Personal information
- Born: 18 November 1982 (age 43) La Chaux-de-Fonds, Switzerland

Medal record
Women's snowboarding
Representing Switzerland
Olympic Games
| Bronze medal – third place | 2010 Vancouver | Snowboard cross |
World Championships
| Silver medal – second place | 2009 Gangwon | Snowboard cross |

= Olivia Nobs =

Olivia Nobs (born 18 November 1982, La Chaux-de-Fonds) is a Swiss former snowboard cross athlete who represented Switzerland at the 2006 and 2010 Winter Olympics, where she won the bronze medal in women’s snowboard cross; she also earned a silver medal at the 2009 FIS Snowboard World Championships and achieved three FIS World Cup victories during her competitive career.
Swiss snowboarder (born 1982)

== Early life ==

Olivia Nobs was born on 18 November 1982 in La Chaux-de-Fonds, in the canton of Neuchâtel, Switzerland.

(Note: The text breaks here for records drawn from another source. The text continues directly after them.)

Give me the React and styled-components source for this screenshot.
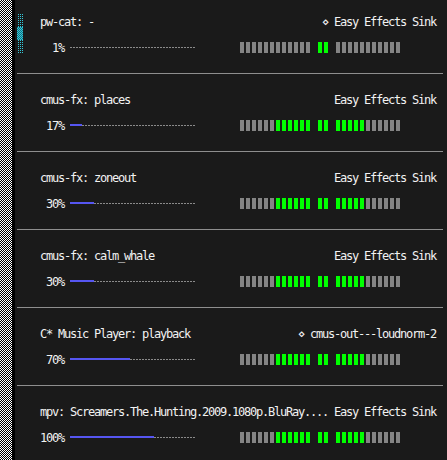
import React from "react";
import styled, { createGlobalStyle } from "styled-components";

const GlobalStyle = createGlobalStyle`
  html, body {
    margin: 0;
    background: #1a1a1a;
  }
  body {
    font-family: "DejaVu Sans Mono", "Liberation Mono", monospace;
    font-size: 12px;
    letter-spacing: -1.224px;
    color: #f2f2f2;
  }
`;

// one terminal cell is 6x13
const CELL_W = 6;
const BAR_CELLS = 21;
const MAX_VOLUME = 150;

const streams = [
  { name: "pw-cat: -", sink: "Easy Effects Sink", marked: true, volume: 1, peak: [0, 0] },
  { name: "cmus-fx: places", sink: "Easy Effects Sink", volume: 17, peak: [6, 5] },
  { name: "cmus-fx: zoneout", sink: "Easy Effects Sink", volume: 30, peak: [6, 5] },
  { name: "cmus-fx: calm_whale", sink: "Easy Effects Sink", volume: 30, peak: [6, 5] },
  { name: "C* Music Player: playback", sink: "cmus-out---loudnorm-2", marked: true, volume: 70, peak: [6, 5] },
  {
    name: "mpv: Screamers.The.Hunting.2009.1080p.BluRay....",
    sink: "Easy Effects Sink",
    volume: 100,
    peak: [6, 5],
  },
];

const Page = styled.div`
  display: flex;
  height: 100vh;
  overflow: hidden;
`;

const Edge = styled.div`
  flex: none;
  width: 12px;
  border-right: 3px solid #000;
  background-color: #fff;
  background-image: conic-gradient(#000 25%, #fff 0 50%, #000 0 75%, #fff 0);
  background-size: 2px 2px;
`;

const Panel = styled.div`
  position: relative;
  flex: 1;
  padding: 1px 4px 0 2px;
`;

const Thumb = styled.div`
  position: absolute;
  left: 2px;
  top: 14px;
  width: 6px;
  display: flex;
  flex-direction: column;
`;

const Shade = styled.div`
  height: 13px;
  background-image: ${({ $dense }) =>
    $dense
      ? "conic-gradient(#35c6d6 25%, #127080 0 50%, #35c6d6 0 75%, #127080 0)"
      : "conic-gradient(#35c6d6 25%, transparent 0)"};
  background-size: 2px 2px;
`;

const Stream = styled.section`
  display: flex;
  flex-direction: column;
  height: 78px;
  padding-top: 13px;
  box-sizing: border-box;
`;

const TitleRow = styled.div`
  display: flex;
  justify-content: space-between;
  height: 13px;
  line-height: 13px;
  padding: 2px 7px 0 23px;
  margin-bottom: -2px;
  white-space: pre;
`;

const MeterRow = styled.div`
  display: flex;
  align-items: flex-start;
  height: 13px;
  margin-top: 13px;
  padding-left: 23px;
`;

const Percent = styled.span`
  width: ${CELL_W * 4}px;
  margin-top: 2px;
  line-height: 13px;
  text-align: right;
  white-space: pre;
`;

const Track = styled.div`
  width: ${CELL_W * BAR_CELLS}px;
  height: 13px;
  margin-left: ${CELL_W}px;
  background-image: repeating-linear-gradient(to right, #8a8a8a 0 2px, transparent 2px 3px);
  background-size: 100% 1px;
  background-position: 0 7px;
  background-repeat: no-repeat;
`;

const Fill = styled.div`
  height: 2px;
  margin-top: 6px;
  background: #5656f2;
`;

const Meter = styled.div`
  display: flex;
  margin-left: 44px;
  padding-top: 2px;
`;

const Segment = styled.span`
  width: 4px;
  height: 11px;
  margin-right: 2px;
  background: ${({ $lit }) => ($lit ? "#00ff00" : "#848484")};
`;

const Gap = styled.span`
  width: ${CELL_W}px;
`;

const Divider = styled.hr`
  height: 1px;
  margin: 20px 0 0;
  border: 0;
  background: #8e8e8e;
`;

const VolumeBar = ({ volume }) => {
  const cells = Math.round((volume / MAX_VOLUME) * BAR_CELLS);
  return (
    <Track>
      {cells > 0 && <Fill style={{ width: cells * CELL_W }} />}
    </Track>
  );
};

// stereo peak meter: left channel grows outward to the left, right to the right
const PeakMeter = ({ peak: [left, right] }) => {
  const leftCells = Array.from({ length: 12 }, (_, i) => i >= 12 - left);
  const rightCells = Array.from({ length: 11 }, (_, i) => i < right);
  return (
    <Meter>
      {leftCells.map((lit, i) => (
        <Segment key={`l${i}`} $lit={lit} />
      ))}
      <Gap />
      <Segment $lit />
      <Segment $lit />
      <Gap />
      {rightCells.map((lit, i) => (
        <Segment key={`r${i}`} $lit={lit} />
      ))}
    </Meter>
  );
};

const StreamItem = ({ stream }) => (
  <Stream>
    <TitleRow>
      <span>{stream.name}</span>
      <span>{(stream.marked ? "⋄ " : "") + stream.sink}</span>
    </TitleRow>
    <MeterRow>
      <Percent>{`${stream.volume}%`}</Percent>
      <VolumeBar volume={stream.volume} />
      <PeakMeter peak={stream.peak} />
    </MeterRow>
    <Divider />
  </Stream>
);

const App = () => (
  <Page>
    <GlobalStyle />
    <Edge />
    <Panel>
      <Thumb>
        <Shade />
        <Shade $dense />
        <Shade />
      </Thumb>
      {streams.map(s => (
        <StreamItem key={s.name} stream={s} />
      ))}
    </Panel>
  </Page>
);

export default App;
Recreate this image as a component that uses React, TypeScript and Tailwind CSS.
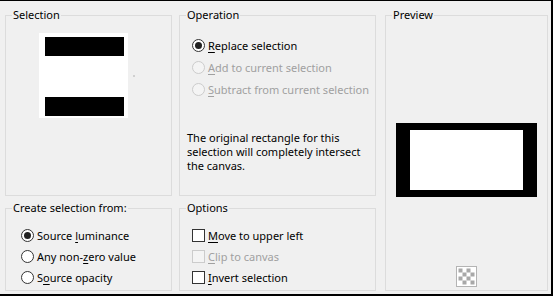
import React from "react";

type Key = { pre: string; k: string; post: string };

function Label({ pre, k, post }: Key) {
  return (
    <span className="whitespace-nowrap">
      {pre}
      <span className="underline underline-offset-2">{k}</span>
      {post}
    </span>
  );
}

function Radio({
  label,
  checked,
  disabled,
}: {
  label: Key;
  checked?: boolean;
  disabled?: boolean;
}) {
  return (
    <div className="flex h-[21px] items-center gap-[3px]">
      <span
        className={
          disabled
            ? "flex h-[13px] w-[13px] items-center justify-center rounded-full border border-[#cccccc] bg-[#f4f4f4]"
            : "flex h-[13px] w-[13px] items-center justify-center rounded-full border border-[#333333] bg-white"
        }
      >
        {checked && <span className="h-[7px] w-[7px] rounded-full bg-[#222222]" />}
      </span>
      <span className={disabled ? "text-[#a0a0a0]" : "text-black"}>
        <Label {...label} />
      </span>
    </div>
  );
}

function Check({ label, disabled }: { label: Key; disabled?: boolean }) {
  return (
    <div className="flex h-[21px] items-center gap-[3px]">
      <span
        className={
          disabled
            ? "h-[13px] w-[13px] border border-[#cccccc] bg-[#f4f4f4]"
            : "h-[13px] w-[13px] border border-[#333333] bg-white"
        }
      />
      <span className={disabled ? "text-[#a0a0a0]" : "text-black"}>
        <Label {...label} />
      </span>
    </div>
  );
}

function Group({
  title,
  className,
  children,
}: {
  title: string;
  className: string;
  children: React.ReactNode;
}) {
  return (
    <fieldset className={`border border-[#dcdcdc] ${className}`}>
      <legend className="ml-[6px] px-[1px] leading-[14px] whitespace-nowrap text-black">{title}</legend>
      {children}
    </fieldset>
  );
}

function Checker() {
  const cells = [];
  for (let r = 0; r < 4; r++)
    for (let c = 0; c < 4; c++)
      if ((r + c) % 2 === 0)
        cells.push(<rect key={`${r}-${c}`} x={2.5 + c * 4} y={2.5 + r * 4} width="4" height="4" fill="#a8a8a8" />);
  return (
    <svg width="21" height="21" viewBox="0 0 21 21">
      <rect x="0.5" y="0.5" width="20" height="20" fill="#ffffff" stroke="#b4b4b4" />
      {cells}
    </svg>
  );
}

export default function App() {
  return (
    <div className="h-[296px] w-[553px] border-t border-r-2 border-b-2 border-black bg-[#f0f0f0] font-['Segoe_UI','Noto_Sans',sans-serif] text-[11px] leading-[14px]">
      <div className="flex pt-[7px] pl-[5px]">
        <div className="flex w-[167px] flex-col gap-[5px]">
          <Group title="Selection" className="h-[188px]">
            <div className="mt-[11px] ml-[33px] flex items-center">
              <div className="flex h-[85px] w-[89px] flex-col justify-between bg-white pt-[4px] pb-[2px] pl-[6px]">
                <div className="h-[19px] w-[79px] bg-black" />
                <div className="h-[19px] w-[79px] bg-black" />
              </div>
              <span className="ml-[5px] h-[2px] w-[2px] bg-[#d0d0d0]" />
            </div>
          </Group>
          <Group title="Create selection from:" className="h-[90px]">
            <div className="mt-[10px] pl-[15px]">
              <Radio checked label={{ pre: "Source ", k: "l", post: "uminance" }} />
              <Radio label={{ pre: "Any non-", k: "z", post: "ero value" }} />
              <Radio label={{ pre: "S", k: "o", post: "urce opacity" }} />
            </div>
          </Group>
        </div>

        <div className="ml-[7px] flex w-[197px] flex-col gap-[5px]">
          <Group title="Operation" className="h-[188px]">
            <div className="mt-[13px] flex flex-col gap-[1px] pl-[12px]">
              <Radio checked label={{ pre: "", k: "R", post: "eplace selection" }} />
              <Radio disabled label={{ pre: "", k: "A", post: "dd to current selection" }} />
              <Radio disabled label={{ pre: "", k: "S", post: "ubtract from current selection" }} />
            </div>
            <p className="mt-[31px] pl-[7px] whitespace-nowrap text-black">
              The original rectangle for this
              <br />
              selection will completely intersect
              <br />
              the canvas.
            </p>
          </Group>
          <Group title="Options" className="h-[90px]">
            <div className="mt-[10px] pl-[12px]">
              <Check label={{ pre: "", k: "M", post: "ove to upper left" }} />
              <Check disabled label={{ pre: "", k: "C", post: "lip to canvas" }} />
              <Check label={{ pre: "", k: "I", post: "nvert selection" }} />
            </div>
          </Group>
        </div>

        <div className="ml-[9px] w-[163px]">
          <Group title="Preview" className="flex h-[283px] flex-col items-center">
            <div className="mt-[101px] h-[74px] w-[141px] border-x-[14px] border-y-[7px] border-black bg-white" />
            <div className="mt-[69px]">
              <Checker />
            </div>
          </Group>
        </div>
      </div>
    </div>
  );
}
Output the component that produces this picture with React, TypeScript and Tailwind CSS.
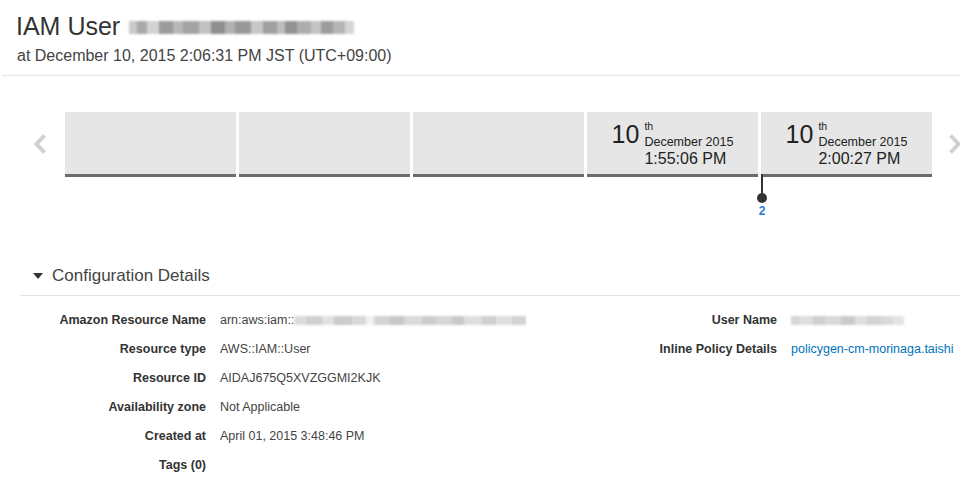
import { ReactNode } from 'react'

type Slot = { day?: string; month?: string; time?: string; marker?: string }

const slots: Slot[] = [
  {},
  {},
  {},
  { day: '10', month: 'December 2015', time: '1:55:06 PM' },
  { day: '10', month: 'December 2015', time: '2:00:27 PM', marker: '2' },
]

// grey mosaic blocks standing in for the redacted values
function Redacted({ cells, h, className = '' }: { cells: [number, string][]; h: string; className?: string }) {
  return (
    <span className={`inline-flex items-center align-middle blur-[1px] ${className}`}>
      {cells.map(([w, c], i) => (
        <span key={i} className={`${h} block`} style={{ width: w, background: c }} />
      ))}
    </span>
  )
}

function Chevron({ dir }: { dir: 'left' | 'right' }) {
  return (
    <svg width="14" height="20" viewBox="0 0 14 20" fill="none">
      <path
        d={dir === 'left' ? 'M11.5 1.5 L3.5 10 L11.5 18.5' : 'M2.5 1.5 L10.5 10 L2.5 18.5'}
        stroke="#d0d0d0"
        strokeWidth="4"
      />
    </svg>
  )
}

function TimeSlot({ slot }: { slot: Slot }) {
  return (
    <div className="relative shrink-0 w-[171px] h-[65px] bg-[#e6e6e6] border-b-[3px] border-[#6b6b6b] flex justify-center pt-[7px] text-[#222]">
      {slot.day && (
        <div className="flex items-start">
          <div className="text-[25px] leading-[25px] mt-[3px] mr-[5px]">{slot.day}</div>
          <div className="flex flex-col">
            <div className="text-[10.5px] leading-[12px] mt-[1px]">th</div>
            <div className="text-[12.5px] leading-[14px] mt-[3px]">{slot.month}</div>
            <div className="text-[16px] leading-[18px] mt-[1px]">{slot.time}</div>
          </div>
        </div>
      )}
      {slot.marker && (
        <div className="absolute left-[-5px] top-[62px] flex flex-col items-center w-[12px]">
          <div className="w-[2px] h-[19px] bg-[#333]" />
          <div className="w-[10px] h-[10px] rounded-full bg-[#333]" />
          <div className="text-[12px] leading-[14px] mt-[1px] text-[#2a7dd1] font-semibold">{slot.marker}</div>
        </div>
      )}
    </div>
  )
}

function Row({ label, children, labelWidth }: { label: string; children?: ReactNode; labelWidth: string }) {
  return (
    <div className="flex items-center h-[29px] text-[12.5px] whitespace-nowrap">
      <div className={`${labelWidth} text-right font-bold text-[#333] shrink-0`}>{label}</div>
      <div className="pl-[14px] text-[#444]">{children}</div>
    </div>
  )
}

export default function App() {
  return (
    <div className="w-[960px] h-[491px] overflow-hidden bg-white text-[#444] font-['Liberation_Sans',Arial,sans-serif]">
      {/* Page title */}
      <div className="px-4 pt-[11px] pb-[10px] border-b border-[#e6e6e6] ml-[2px]">
        <div className="flex items-center text-[25px] leading-[30px] text-[#333]">
          <span className="ml-[-2px]">IAM User</span>
          <Redacted
            className="ml-[9px] mt-[3px]"
            h="h-[13px]"
            cells={[
              [8, '#c9c9c9'], [10, '#a9a9a9'], [12, '#d2d2d2'], [14, '#9b9b9b'], [10, '#b7b7b7'],
              [16, '#a3a3a3'], [12, '#c2c2c2'], [14, '#8f8f8f'], [10, '#b1b1b1'], [16, '#999999'],
              [12, '#c7c7c7'], [14, '#a0a0a0'], [8, '#bcbcbc'], [12, '#929292'], [14, '#adadad'],
              [10, '#c4c4c4'], [12, '#9d9d9d'], [12, '#b5b5b5'], [9, '#d5d5d5'],
            ]}
          />
        </div>
        <div className="text-[16px] leading-[18px] mt-[6px] text-[#444] ml-[-1px]">
          at December 10, 2015 2:06:31 PM JST (UTC+09:00)
        </div>
      </div>

      {/* Timeline */}
      <div className="flex items-center mt-[36px]">
        <div className="w-[65px] shrink-0 flex justify-start pl-[33px] pb-[2px]">
          <Chevron dir="left" />
        </div>
        <div className="flex gap-[3px] shrink-0">
          {slots.map((s, i) => (
            <TimeSlot key={i} slot={s} />
          ))}
        </div>
        <div className="pl-[16px] pb-[2px] shrink-0">
          <Chevron dir="right" />
        </div>
      </div>

      {/* Configuration details */}
      <div className="mt-[89px] pl-[20px]">
        <div className="flex items-center gap-[9px] pl-[13px] pb-[9px] border-b border-[#e2e2e2]">
          <svg width="10" height="6" viewBox="0 0 10 6">
            <path d="M0 0 L10 0 L5 6 Z" fill="#333" />
          </svg>
          <span className="text-[17px] leading-[20px] text-[#444]">Configuration Details</span>
        </div>

        <div className="flex pt-[10px]">
          <div className="w-[540px] shrink-0">
            <Row label="Amazon Resource Name" labelWidth="w-[186px]">
              <span className="inline-flex items-center">
                arn:aws:iam::
                <Redacted
                  h="h-[9px]"
                  cells={[
                    [12, '#dcdcdc'], [16, '#cfcfcf'], [12, '#e2e2e2'], [18, '#cbcbcb'], [14, '#d8d8d8'],
                    [8, '#f2f2f2'], [16, '#d4d4d4'], [14, '#c8c8c8'], [18, '#dadada'], [14, '#cdcdcd'],
                    [16, '#d6d6d6'], [12, '#c9c9c9'], [18, '#dedede'], [14, '#d0d0d0'], [16, '#e0e0e0'],
                    [14, '#d3d3d3'],
                  ]}
                />
              </span>
            </Row>
            <Row label="Resource type" labelWidth="w-[186px]">AWS::IAM::User</Row>
            <Row label="Resource ID" labelWidth="w-[186px]">AIDAJ675Q5XVZGGMI2KJK</Row>
            <Row label="Availability zone" labelWidth="w-[186px]">Not Applicable</Row>
            <Row label="Created at" labelWidth="w-[186px]">April 01, 2015 3:48:46 PM</Row>
            <Row label="Tags (0)" labelWidth="w-[186px]" />
          </div>
          <div className="flex-1 min-w-0">
            <Row label="User Name" labelWidth="w-[217px]">
              <Redacted
                h="h-[9px]"
                cells={[
                  [8, '#d6d6d6'], [14, '#dedede'], [12, '#cfcfcf'], [16, '#d9d9d9'], [14, '#cbcbcb'],
                  [12, '#e0e0e0'], [14, '#d2d2d2'], [12, '#dadada'], [11, '#e4e4e4'],
                ]}
              />
            </Row>
            <Row label="Inline Policy Details" labelWidth="w-[217px]">
              <span className="text-[#0073bb]">policygen-cm-morinaga.taishi</span>
            </Row>
          </div>
        </div>
      </div>
    </div>
  )
}
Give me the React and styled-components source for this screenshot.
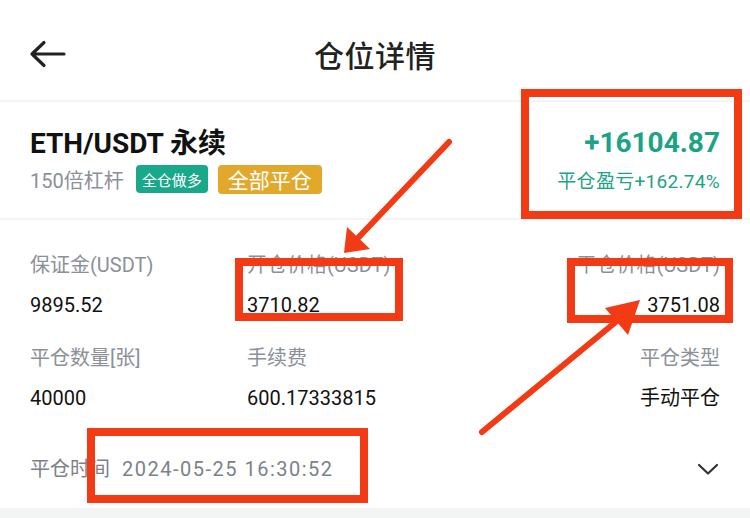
import styled, { createGlobalStyle } from 'styled-components';

const GlobalStyle = createGlobalStyle`
    html, body {
        margin: 0;
        padding: 0;
        background: #ffffff;
    }
    body {
        font-family: Roboto, "Noto Sans CJK SC", "Noto Sans", sans-serif;
        color: #151515;
    }
`;

const Page = styled.div`
    position: relative;
    width: 750px;
    height: 518px;
    overflow: hidden;
    background: #ffffff;
`;

const NavBar = styled.div`
    display: grid;
    grid-template-columns: 100px 1fr 100px;
    align-items: center;
    height: 92px;
    padding-top: 8px;
    border-bottom: 2px solid #f2f5f5;
`;

const BackButton = styled.div`
    display: flex;
    align-items: center;
    padding-left: 28px;
`;

const Title = styled.div`
    text-align: center;
    font-size: 30px;
    font-weight: 500;
    color: #222;
    letter-spacing: 0.5px;
`;

const Header = styled.div`
    display: flex;
    justify-content: space-between;
    align-items: center;
    height: 116px;
    padding: 0 30px;
    border-bottom: 2px solid #f2f5f5;
`;

const Column = styled.div`
    display: flex;
    flex-direction: column;
    align-items: ${p=>p.right ? 'flex-end' : 'flex-start'};
`;

const Symbol = styled.div`
    font-size: 28px;
    line-height: 34px;
    font-weight: 700;
    color: #111;
`;

const TagRow = styled.div`
    display: flex;
    align-items: center;
    gap: 10px;
    margin-top: 4px;
`;

const Leverage = styled.span`
    font-size: 20px;
    color: #8b9099;
    margin-right: 2px;
`;

const Tag = styled.span`
    display: inline-flex;
    align-items: center;
    justify-content: center;
    height: ${p=>p.big ? 29 : 28}px;
    padding: 0 ${p=>p.big ? 10 : 6}px;
    border-radius: 4px;
    font-size: ${p=>p.big ? 21 : 15}px;
    color: #fff;
    background: ${p=>p.color};
`;

const Pnl = styled.div`
    font-size: 28px;
    line-height: 34px;
    font-weight: 700;
    color: #1ca386;
`;

const PnlRate = styled.div`
    font-size: 19px;
    line-height: 24px;
    margin-top: 10px;
    color: #1ca386;
    letter-spacing: 0.3px;
`;

const InfoGrid = styled.div`
    display: grid;
    grid-template-columns: 217px 1fr 1fr;
    row-gap: 27px;
    padding: 32px 30px 0;
`;

const Cell = styled.div`
    display: flex;
    flex-direction: column;
    align-items: ${p=>p.right ? 'flex-end' : 'flex-start'};
`;

const Label = styled.div`
    font-size: 20px;
    line-height: 26px;
    color: #8b9099;
`;

const Value = styled.div`
    font-size: 20px;
    line-height: 26px;
    margin-top: 14px;
    color: #111;
`;

const DateRow = styled.div`
    display: flex;
    align-items: center;
    justify-content: space-between;
    padding: 45px 30px 26px;
`;

const DateText = styled.div`
    font-size: 20px;
    line-height: 26px;
    color: #7c818a;
    span {
        margin-left: 12px;
        letter-spacing: 1.5px;
    }
`;

const Strip = styled.div`
    height: 10px;
    background: #f3f4f4;
`;

const Marker = styled.div`
    position: absolute;
    left: ${p=>p.x}px;
    top: ${p=>p.y}px;
    width: ${p=>p.w}px;
    height: ${p=>p.h}px;
    border: 8px solid #f23a14;
    box-sizing: border-box;
    pointer-events: none;
`;

const ArrowLayer = styled.svg`
    position: absolute;
    left: 0;
    top: 0;
    pointer-events: none;
`;

const cells = [
    {label: '保证金(USDT)', value: '9895.52'},
    {label: '开仓价格(USDT)', value: '3710.82'},
    {label: '平仓价格(USDT)', value: '3751.08', right: true},
    {label: '平仓数量[张]', value: '40000'},
    {label: '手续费', value: '600.17333815'},
    {label: '平仓类型', value: '手动平仓', right: true},
];

const markers = [
    {x: 521, y: 89, w: 221, h: 130},
    {x: 235, y: 258, w: 168, h: 63},
    {x: 567, y: 258, w: 166, h: 65},
    {x: 87, y: 428, w: 281, h: 75},
];

export default function App() {
    return <>
      <GlobalStyle/>
      <Page>
        <NavBar>
          <BackButton>
            <svg width="40" height="30" viewBox="0 0 40 30">
              <path d="M36 15 H4 M16 3.5 L4 15 L16 26.5" fill="none" stroke="#222" strokeWidth="3.2"
                strokeLinecap="round" strokeLinejoin="round"/>
            </svg>
          </BackButton>
          <Title>仓位详情</Title>
          <div/>
        </NavBar>
        <Header>
          <Column>
            <Symbol>ETH/USDT 永续</Symbol>
            <TagRow>
              <Leverage>150倍杠杆</Leverage>
              <Tag color="#19a88a">全仓做多</Tag>
              <Tag big color="#e1a82b">全部平仓</Tag>
            </TagRow>
          </Column>
          <Column right>
            <Pnl>+16104.87</Pnl>
            <PnlRate>平仓盈亏+162.74%</PnlRate>
          </Column>
        </Header>
        <InfoGrid>
          {cells.map(c=><Cell key={c.label} right={c.right}>
            <Label>{c.label}</Label>
            <Value>{c.value}</Value>
          </Cell>)}
        </InfoGrid>
        <DateRow>
          <DateText>平仓时间<span>2024-05-25 16:30:52</span></DateText>
          <svg width="24" height="14" viewBox="0 0 24 14">
            <path d="M3 3 L12 11.5 L21 3" fill="none" stroke="#333" strokeWidth="2.2" strokeLinecap="round" strokeLinejoin="round"/>
          </svg>
        </DateRow>
        <Strip/>
        {markers.map((m, i)=><Marker key={i} {...m}/>)}
        <ArrowLayer width="750" height="518" viewBox="0 0 750 518">
          <line x1="449" y1="142" x2="358" y2="238" stroke="#f23a14" strokeWidth="6" strokeLinecap="round"/>
          <polygon points="344,253 347,227 370,249" fill="#f23a14"/>
          <line x1="482" y1="432" x2="623" y2="316" stroke="#f23a14" strokeWidth="6" strokeLinecap="round"/>
          <polygon points="640,300 605,308 628,335" fill="#f23a14"/>
        </ArrowLayer>
      </Page>
    </>;
}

Olivia Nobs graduated from school with the Baccalauréat en Langue Moderne and became a professional athlete in 2001.

== Career ==
Olivia Nobs started her international career in 2001 in FIS Snowboard cross in Tignes where she took the 5th place.

=== FIS Snowboard World Cups ===
For her first year in international competition, Nobs achieved an overall 5th place at the world cup standings thanks to mostly her 5th position in Tignes (17 November 2001), 1st position at Bardonecchia (18 January 2002), 5th position in Kreischberg (26 January 2002) and 3rd position in Bad Gastein. She confirmed her results in the season 2002-2003 with an overall 2nd place. Except 2006, when she ranked 4th, Nobs ranked overall between 10th and 22nd until the end of her professional Snowboard cross career in 2010.

Best individual results:

| Date | Place | Country | Sport | Ranking |
|---|---|---|---|---|
| 18. January 2002 | Bardonecchia | Italy | Snowboardcross | 1 |
| 25. January 2003 | Berchtesgaden | Germany | Snowboardcross | 1 |
| 5. February 2003 | Bad Gastein | Austria | Snowboardcross | 2 |
| 16. March 2003 | Arosa | Switzerland | Snowboardcross | 1 |
| 4. January 2006 | Bad Gastein | Austria | Snowboardcross | 2 |
| 13. February 2009 | Cypress | Canada | Snowboardcross | 2 |

=== FIS Snowboard cross World Championships ===
Nobs captured the silver medal in snowboard cross at the FIS Snowboarding World Championships 2009 in South Korea.

=== Winter Olympics ===
Olivia Nobs qualified for the Swiss team in Women's Snowboard cross for the 2006 Winter Olympics in Turin, along with Tanja Frieden and Mellie Francon. Olivia Nobs achieved the 11th place.

At the 2010 Vancouver Winter Olympics, Nobs took the bronze medal in the Women's Snowboard Cross.

She ended her Snowboard career in November 2010 and is now practicing as a certified naturopath in Sierre.